>>>>

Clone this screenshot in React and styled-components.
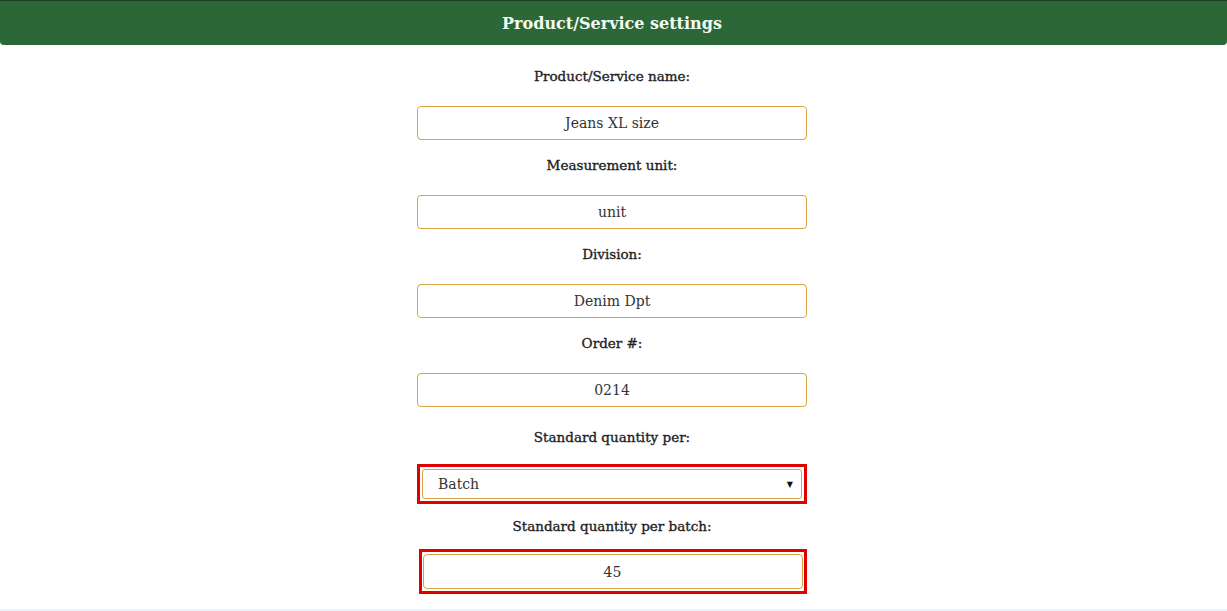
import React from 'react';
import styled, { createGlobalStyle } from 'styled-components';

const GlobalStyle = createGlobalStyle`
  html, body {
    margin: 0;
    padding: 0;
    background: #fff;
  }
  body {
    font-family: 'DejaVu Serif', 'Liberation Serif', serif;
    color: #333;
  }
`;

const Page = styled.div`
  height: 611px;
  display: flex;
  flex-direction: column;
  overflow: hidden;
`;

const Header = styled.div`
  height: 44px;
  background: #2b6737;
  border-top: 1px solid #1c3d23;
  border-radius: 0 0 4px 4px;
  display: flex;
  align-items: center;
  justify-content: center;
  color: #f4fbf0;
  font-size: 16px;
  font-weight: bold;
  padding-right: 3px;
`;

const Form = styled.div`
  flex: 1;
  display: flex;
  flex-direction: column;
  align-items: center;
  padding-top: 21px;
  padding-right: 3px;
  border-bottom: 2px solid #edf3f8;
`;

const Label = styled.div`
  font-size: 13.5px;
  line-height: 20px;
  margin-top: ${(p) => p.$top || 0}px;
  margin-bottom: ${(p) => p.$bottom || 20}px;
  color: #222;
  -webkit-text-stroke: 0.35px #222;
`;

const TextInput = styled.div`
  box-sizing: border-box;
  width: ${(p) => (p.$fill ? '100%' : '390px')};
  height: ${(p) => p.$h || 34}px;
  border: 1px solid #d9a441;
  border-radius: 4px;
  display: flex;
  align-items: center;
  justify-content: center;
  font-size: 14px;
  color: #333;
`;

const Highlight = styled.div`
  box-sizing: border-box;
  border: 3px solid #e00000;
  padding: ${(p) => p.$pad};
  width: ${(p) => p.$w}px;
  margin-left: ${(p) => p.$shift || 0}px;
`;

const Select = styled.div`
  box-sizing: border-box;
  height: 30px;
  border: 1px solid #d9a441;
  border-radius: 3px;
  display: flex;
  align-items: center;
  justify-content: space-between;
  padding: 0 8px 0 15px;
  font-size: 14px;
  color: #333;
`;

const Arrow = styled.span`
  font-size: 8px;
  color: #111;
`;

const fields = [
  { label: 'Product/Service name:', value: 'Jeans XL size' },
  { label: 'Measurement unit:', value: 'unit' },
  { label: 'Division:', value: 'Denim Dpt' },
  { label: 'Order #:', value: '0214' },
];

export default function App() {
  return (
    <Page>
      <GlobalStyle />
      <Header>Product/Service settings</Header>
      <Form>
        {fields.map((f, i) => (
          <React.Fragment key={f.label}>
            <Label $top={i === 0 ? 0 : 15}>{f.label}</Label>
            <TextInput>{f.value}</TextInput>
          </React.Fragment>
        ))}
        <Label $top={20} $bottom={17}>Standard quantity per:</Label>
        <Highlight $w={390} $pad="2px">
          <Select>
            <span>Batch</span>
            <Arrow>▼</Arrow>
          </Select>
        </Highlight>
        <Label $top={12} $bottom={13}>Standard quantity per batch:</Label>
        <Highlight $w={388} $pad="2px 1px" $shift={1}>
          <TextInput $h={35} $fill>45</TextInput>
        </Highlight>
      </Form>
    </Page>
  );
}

<<<<
>>>>

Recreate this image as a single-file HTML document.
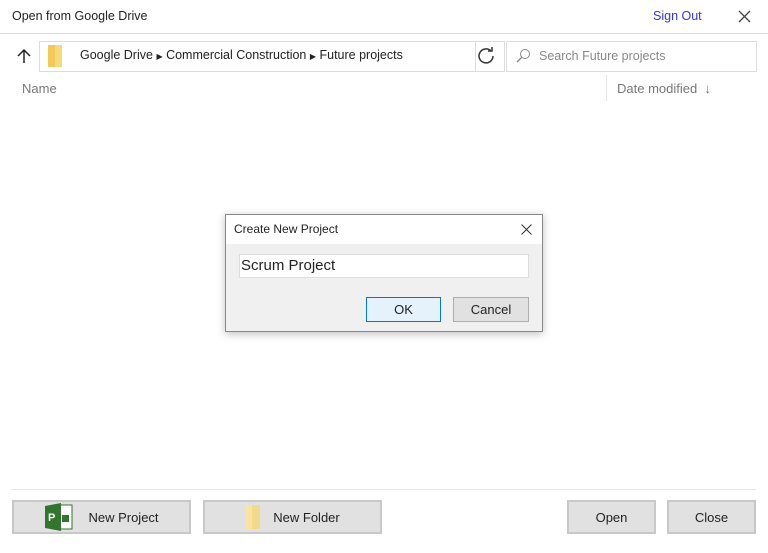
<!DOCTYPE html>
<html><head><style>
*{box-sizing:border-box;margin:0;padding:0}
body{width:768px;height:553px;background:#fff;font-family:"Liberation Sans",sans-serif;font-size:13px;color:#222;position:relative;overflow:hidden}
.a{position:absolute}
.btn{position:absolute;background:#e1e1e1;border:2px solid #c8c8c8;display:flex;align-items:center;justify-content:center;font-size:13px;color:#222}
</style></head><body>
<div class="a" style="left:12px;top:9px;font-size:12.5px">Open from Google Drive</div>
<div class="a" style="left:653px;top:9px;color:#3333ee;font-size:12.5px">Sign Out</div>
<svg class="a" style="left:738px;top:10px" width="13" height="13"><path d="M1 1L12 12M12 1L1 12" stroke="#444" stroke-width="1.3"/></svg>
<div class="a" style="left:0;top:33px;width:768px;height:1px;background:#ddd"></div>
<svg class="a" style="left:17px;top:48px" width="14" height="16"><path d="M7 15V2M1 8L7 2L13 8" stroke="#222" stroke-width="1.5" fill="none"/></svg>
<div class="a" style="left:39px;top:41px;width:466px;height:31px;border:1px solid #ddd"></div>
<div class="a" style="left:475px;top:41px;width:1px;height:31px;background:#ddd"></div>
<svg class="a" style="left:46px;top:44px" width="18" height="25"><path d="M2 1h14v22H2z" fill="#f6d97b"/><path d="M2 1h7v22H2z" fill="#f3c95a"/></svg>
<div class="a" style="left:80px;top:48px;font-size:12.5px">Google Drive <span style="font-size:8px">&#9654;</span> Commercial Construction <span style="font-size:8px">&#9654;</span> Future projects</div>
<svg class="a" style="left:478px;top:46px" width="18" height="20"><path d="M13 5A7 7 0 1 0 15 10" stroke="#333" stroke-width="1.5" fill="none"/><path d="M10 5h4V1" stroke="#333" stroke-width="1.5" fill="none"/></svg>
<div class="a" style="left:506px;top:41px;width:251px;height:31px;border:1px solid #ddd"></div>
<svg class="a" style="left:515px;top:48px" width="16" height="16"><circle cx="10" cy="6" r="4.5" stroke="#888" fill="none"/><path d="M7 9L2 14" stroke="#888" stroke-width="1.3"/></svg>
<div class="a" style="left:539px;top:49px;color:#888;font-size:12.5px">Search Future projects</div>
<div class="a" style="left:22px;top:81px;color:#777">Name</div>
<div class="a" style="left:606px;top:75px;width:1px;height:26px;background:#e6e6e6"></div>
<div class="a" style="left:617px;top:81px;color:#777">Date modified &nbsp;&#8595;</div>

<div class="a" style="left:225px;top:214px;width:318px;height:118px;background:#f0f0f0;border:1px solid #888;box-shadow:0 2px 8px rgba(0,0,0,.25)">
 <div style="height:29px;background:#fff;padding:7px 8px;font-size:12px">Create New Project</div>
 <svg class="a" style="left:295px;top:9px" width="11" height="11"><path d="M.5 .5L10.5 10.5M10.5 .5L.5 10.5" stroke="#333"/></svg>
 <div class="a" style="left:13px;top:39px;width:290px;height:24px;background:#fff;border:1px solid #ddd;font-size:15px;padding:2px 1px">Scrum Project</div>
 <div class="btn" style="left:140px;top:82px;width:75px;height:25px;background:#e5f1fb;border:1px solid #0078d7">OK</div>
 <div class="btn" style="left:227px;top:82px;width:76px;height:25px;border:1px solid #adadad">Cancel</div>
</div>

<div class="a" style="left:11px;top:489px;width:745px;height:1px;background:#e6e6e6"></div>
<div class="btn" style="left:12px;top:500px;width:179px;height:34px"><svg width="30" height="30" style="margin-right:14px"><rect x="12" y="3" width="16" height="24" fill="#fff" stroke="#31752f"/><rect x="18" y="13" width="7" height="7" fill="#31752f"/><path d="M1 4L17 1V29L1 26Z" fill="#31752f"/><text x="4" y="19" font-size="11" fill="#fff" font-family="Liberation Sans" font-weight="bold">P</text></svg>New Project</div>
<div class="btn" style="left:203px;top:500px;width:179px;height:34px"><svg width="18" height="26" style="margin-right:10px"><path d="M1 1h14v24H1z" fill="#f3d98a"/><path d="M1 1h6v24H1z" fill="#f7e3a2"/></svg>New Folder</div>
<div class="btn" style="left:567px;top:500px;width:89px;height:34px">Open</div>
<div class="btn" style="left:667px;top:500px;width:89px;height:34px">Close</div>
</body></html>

<<<<
>>>>

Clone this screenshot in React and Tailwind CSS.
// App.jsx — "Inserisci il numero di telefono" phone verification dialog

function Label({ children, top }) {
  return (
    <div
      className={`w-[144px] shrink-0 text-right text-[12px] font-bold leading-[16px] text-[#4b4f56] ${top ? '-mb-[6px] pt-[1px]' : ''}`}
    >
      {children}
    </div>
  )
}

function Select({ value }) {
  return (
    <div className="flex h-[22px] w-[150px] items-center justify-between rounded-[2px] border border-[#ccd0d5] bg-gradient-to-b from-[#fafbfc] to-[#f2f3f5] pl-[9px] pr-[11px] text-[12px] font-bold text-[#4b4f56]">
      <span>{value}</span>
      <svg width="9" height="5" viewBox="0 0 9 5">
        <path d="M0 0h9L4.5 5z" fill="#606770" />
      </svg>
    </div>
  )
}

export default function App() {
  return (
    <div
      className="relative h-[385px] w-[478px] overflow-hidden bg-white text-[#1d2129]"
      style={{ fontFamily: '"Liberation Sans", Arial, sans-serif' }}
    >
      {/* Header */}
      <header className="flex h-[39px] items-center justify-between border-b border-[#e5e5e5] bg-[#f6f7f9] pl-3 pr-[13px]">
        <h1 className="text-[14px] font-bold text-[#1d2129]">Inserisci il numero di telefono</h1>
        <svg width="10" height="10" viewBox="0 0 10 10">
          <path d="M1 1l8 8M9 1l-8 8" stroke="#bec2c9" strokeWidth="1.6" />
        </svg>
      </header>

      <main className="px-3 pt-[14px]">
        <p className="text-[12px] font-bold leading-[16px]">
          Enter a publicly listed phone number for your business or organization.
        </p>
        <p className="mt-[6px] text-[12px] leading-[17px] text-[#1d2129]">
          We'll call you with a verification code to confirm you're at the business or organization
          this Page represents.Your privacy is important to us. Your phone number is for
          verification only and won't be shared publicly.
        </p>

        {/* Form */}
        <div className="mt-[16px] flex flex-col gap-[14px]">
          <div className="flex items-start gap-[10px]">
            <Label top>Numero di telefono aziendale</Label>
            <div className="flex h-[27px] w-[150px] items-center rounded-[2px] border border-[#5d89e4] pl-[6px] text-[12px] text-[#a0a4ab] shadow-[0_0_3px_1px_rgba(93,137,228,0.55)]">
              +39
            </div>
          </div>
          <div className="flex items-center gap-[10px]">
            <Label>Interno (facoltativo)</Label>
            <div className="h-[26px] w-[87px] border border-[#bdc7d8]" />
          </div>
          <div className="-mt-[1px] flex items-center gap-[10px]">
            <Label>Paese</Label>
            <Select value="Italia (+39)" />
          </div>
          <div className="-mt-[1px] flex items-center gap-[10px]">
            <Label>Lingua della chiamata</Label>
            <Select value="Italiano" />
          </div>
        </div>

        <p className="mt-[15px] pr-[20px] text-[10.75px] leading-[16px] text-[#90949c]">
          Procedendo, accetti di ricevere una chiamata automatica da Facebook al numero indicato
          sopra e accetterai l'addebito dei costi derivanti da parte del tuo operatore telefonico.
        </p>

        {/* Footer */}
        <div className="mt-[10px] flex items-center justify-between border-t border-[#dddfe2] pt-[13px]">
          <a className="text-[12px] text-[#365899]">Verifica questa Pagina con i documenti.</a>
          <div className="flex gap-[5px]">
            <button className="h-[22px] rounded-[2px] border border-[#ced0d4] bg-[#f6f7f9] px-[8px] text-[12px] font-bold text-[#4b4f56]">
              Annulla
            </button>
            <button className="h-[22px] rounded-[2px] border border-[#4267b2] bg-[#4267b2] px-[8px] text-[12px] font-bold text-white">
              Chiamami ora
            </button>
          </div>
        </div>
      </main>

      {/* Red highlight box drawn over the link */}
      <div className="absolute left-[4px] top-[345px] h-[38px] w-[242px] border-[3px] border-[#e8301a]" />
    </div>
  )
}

<<<<

__GIVEN PROBLEM__
The string "screenshot" may appear in lines of the listing above; tally those lines and give the number only.

__FULL SOLUTION__
2